能登半島地震の被災リポート From 桜建会報 2024 July. No.130
TEXT=中村萌(M1・地盤基礎研究室)
側方流動の影響を受けて傾いた住宅
能登半島地震の被害は,これまでと異なる様相の被害事例がいくつか確認された。そのうちの一つが内灘町・かほく市で起きた側方流動による住宅の損害である。側方流動とは液状化した地盤が,傾斜した地中の層境界上を流れていく現象を指す。
被害の大きさを重要視した日本建築学会・基礎構造運営委員会では,悉皆調査を実施すべく調査団が結成され,酒句先生(短期大学部 建築・生活デザイン学科 教授)と下村先生(生産工学部 建築工学科 教授)は日大チームとして同調査に参加した。その一環で,「地震調査の経験は必ず将来の役に立つ」という言葉を受けた大学院生たちも一緒に調査に参加する運びとなった。
調査団の調査対象地域は25程度あり,日大チームはそのうちの広大な1エリアを担当した。調査日は2024年2月22~25日ののべ3日間(1日だけ和倉温泉周辺のビルディングの傾斜被害を視察),また下村先生たちは3月中旬に追加調査に出向いた。調査方法は調査シートに従い,一画の全住戸の様子を目視と簡単な計測でチェックする。

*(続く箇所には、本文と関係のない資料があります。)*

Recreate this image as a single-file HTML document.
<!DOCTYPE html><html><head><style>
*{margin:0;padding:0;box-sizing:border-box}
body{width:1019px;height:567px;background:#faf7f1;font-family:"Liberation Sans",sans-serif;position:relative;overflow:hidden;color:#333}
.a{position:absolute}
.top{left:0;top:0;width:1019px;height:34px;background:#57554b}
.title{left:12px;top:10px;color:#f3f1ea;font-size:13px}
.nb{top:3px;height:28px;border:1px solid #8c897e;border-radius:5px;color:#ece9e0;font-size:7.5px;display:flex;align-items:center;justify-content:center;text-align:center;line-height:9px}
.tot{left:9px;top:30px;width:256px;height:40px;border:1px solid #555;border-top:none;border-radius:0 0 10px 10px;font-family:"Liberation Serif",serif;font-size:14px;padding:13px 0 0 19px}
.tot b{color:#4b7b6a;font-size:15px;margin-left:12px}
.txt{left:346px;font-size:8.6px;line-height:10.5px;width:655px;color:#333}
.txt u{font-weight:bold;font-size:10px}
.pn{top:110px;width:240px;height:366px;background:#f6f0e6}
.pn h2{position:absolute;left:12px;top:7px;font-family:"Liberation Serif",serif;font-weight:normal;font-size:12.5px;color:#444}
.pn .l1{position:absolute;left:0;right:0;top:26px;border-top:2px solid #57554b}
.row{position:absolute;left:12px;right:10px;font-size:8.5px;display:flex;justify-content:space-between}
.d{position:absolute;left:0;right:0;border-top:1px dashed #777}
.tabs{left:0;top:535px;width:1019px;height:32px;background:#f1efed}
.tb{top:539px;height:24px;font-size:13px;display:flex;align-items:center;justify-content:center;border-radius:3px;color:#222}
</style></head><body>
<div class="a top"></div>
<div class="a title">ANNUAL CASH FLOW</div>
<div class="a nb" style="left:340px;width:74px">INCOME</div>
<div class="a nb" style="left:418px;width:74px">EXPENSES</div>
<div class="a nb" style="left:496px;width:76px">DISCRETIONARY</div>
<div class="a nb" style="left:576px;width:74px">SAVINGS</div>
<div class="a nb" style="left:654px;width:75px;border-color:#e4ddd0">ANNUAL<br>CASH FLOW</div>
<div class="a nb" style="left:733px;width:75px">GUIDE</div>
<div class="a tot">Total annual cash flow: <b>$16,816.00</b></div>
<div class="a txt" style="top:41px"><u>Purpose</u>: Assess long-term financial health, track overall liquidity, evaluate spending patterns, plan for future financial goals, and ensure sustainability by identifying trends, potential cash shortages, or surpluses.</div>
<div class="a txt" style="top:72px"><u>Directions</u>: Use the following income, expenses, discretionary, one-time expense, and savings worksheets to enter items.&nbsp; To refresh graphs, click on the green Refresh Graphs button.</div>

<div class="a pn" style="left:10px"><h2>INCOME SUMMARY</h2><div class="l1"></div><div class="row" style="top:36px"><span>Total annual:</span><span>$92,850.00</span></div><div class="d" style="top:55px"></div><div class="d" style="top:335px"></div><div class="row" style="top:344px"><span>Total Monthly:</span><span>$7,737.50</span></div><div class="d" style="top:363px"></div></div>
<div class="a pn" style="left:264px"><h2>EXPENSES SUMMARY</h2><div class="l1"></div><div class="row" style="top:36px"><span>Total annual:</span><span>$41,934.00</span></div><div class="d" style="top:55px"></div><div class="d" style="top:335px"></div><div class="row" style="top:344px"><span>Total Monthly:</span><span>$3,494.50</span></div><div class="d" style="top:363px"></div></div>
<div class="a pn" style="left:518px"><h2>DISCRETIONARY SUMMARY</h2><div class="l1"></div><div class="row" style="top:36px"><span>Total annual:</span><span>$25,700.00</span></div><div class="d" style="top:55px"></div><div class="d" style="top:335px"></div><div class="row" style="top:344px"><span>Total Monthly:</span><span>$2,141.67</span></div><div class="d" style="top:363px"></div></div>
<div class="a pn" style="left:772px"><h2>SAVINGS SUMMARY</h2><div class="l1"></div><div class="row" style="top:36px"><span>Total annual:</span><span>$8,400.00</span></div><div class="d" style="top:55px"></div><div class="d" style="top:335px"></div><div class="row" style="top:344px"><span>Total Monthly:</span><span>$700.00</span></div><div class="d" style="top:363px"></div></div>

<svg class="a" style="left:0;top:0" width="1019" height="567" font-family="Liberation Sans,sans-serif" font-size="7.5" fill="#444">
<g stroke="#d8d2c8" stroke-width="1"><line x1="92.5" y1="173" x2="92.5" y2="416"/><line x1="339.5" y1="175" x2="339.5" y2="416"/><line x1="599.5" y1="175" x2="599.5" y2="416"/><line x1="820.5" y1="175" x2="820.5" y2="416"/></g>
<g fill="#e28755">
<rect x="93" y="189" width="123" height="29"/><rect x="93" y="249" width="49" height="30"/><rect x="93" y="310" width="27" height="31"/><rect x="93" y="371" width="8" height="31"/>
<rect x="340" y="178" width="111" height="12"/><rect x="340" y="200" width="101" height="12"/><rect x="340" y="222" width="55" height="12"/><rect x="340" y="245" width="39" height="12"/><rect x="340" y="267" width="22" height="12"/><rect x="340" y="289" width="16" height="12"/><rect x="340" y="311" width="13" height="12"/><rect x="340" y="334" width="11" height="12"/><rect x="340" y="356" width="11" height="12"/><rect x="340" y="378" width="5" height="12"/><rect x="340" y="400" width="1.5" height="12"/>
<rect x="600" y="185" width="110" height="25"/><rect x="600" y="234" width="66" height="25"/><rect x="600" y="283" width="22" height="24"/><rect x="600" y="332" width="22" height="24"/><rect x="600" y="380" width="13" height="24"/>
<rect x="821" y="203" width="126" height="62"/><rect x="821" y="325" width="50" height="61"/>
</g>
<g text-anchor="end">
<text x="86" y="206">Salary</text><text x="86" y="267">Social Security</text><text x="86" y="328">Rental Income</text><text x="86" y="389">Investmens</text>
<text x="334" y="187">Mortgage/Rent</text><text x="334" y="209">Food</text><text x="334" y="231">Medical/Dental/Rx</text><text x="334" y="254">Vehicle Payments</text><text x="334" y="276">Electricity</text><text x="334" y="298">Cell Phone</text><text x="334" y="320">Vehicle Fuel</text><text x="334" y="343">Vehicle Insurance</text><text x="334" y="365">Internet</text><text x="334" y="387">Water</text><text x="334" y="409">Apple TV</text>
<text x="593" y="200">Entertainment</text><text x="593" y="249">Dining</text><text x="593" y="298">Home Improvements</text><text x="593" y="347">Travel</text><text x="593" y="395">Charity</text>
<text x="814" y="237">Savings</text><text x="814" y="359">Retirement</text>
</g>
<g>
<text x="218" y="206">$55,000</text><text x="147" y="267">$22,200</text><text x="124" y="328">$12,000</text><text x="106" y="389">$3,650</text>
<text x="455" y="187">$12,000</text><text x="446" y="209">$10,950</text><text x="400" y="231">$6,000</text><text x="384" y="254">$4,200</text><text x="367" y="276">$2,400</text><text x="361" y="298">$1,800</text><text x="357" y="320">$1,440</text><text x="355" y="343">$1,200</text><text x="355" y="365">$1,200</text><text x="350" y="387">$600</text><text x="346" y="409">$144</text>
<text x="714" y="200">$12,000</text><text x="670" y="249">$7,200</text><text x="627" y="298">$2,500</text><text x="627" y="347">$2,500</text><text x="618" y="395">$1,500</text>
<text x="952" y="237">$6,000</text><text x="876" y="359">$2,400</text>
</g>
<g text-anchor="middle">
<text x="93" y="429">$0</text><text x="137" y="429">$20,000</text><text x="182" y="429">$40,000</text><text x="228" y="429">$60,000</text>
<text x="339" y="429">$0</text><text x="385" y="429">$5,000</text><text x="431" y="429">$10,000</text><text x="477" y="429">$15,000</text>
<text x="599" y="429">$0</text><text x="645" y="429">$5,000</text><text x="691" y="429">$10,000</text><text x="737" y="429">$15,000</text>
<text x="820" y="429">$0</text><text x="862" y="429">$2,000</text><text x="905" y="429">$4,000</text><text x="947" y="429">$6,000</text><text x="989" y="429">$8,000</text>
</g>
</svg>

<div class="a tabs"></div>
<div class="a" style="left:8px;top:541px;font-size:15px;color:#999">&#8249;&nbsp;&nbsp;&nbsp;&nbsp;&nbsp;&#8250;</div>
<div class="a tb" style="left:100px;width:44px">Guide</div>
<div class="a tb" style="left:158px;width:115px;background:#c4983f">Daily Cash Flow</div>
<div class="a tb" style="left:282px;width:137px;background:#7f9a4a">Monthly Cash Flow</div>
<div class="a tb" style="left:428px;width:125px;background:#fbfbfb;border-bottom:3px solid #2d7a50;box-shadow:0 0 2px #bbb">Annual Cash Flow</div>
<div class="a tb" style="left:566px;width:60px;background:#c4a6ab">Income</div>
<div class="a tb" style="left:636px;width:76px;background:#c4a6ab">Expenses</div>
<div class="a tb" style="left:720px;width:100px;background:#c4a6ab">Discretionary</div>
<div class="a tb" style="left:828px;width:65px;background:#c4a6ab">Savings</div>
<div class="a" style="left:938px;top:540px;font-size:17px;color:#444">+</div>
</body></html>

調査当日は,厳しい寒さの中で冷たい雨に見舞われ,過酷な環境下での調査であった。テレビで報道された被害の様子を見てはいたものの,側方流動によってジェットコースターのようにねじれた道路の隆起・陥没と,側方流動に伴い流された,もしくは大きく傾いた建物の惨い被害を実際に目の当たりにして,言葉を失った。
液状化による建物被害が直接人命を奪うことはほとんどないと言われるが,傾いた建物に住むことができない様子や周辺道路の変状による断水などで生活が一変してしまった被災地の現実を見ると,大地震の怖さを痛感した。また,液状化による住宅被害は一部損壊と判定されることが多く,財産の消失という側面からは非常に大きな痛手ということが分かり,改めて液状化に対する基礎設計の重要さを認識した。
液状化により地盤に沈み込んだビル
最後になるが,この度の能登半島地震により被害を受けられた皆様には謹んでお見舞い申し上げるとともに,被災地域の一日も早い復旧・復興を心よりお祈り申し上げる。
建築学会・基礎構造運営委員会主導で実施した液状化被害の悉皆調査に参加した日大チームのメンバーは次の通り。
酒句教明(短大建築・生活デザイン学科教授)+中村萌(理工学研究科・建築学専攻・地盤基礎研所属),羽石愛華(理工学研究科・建築学専攻・地盤基礎研所属)および下村修一(生産工学部建築工学科教授)+神原一翔,野村悠斗(生産工学研究科・建築工学専攻・下村研所属)の計6名。酒句先生と下村先生は基礎構造運営委員会のメンバーであり,本調査の幹事を担当。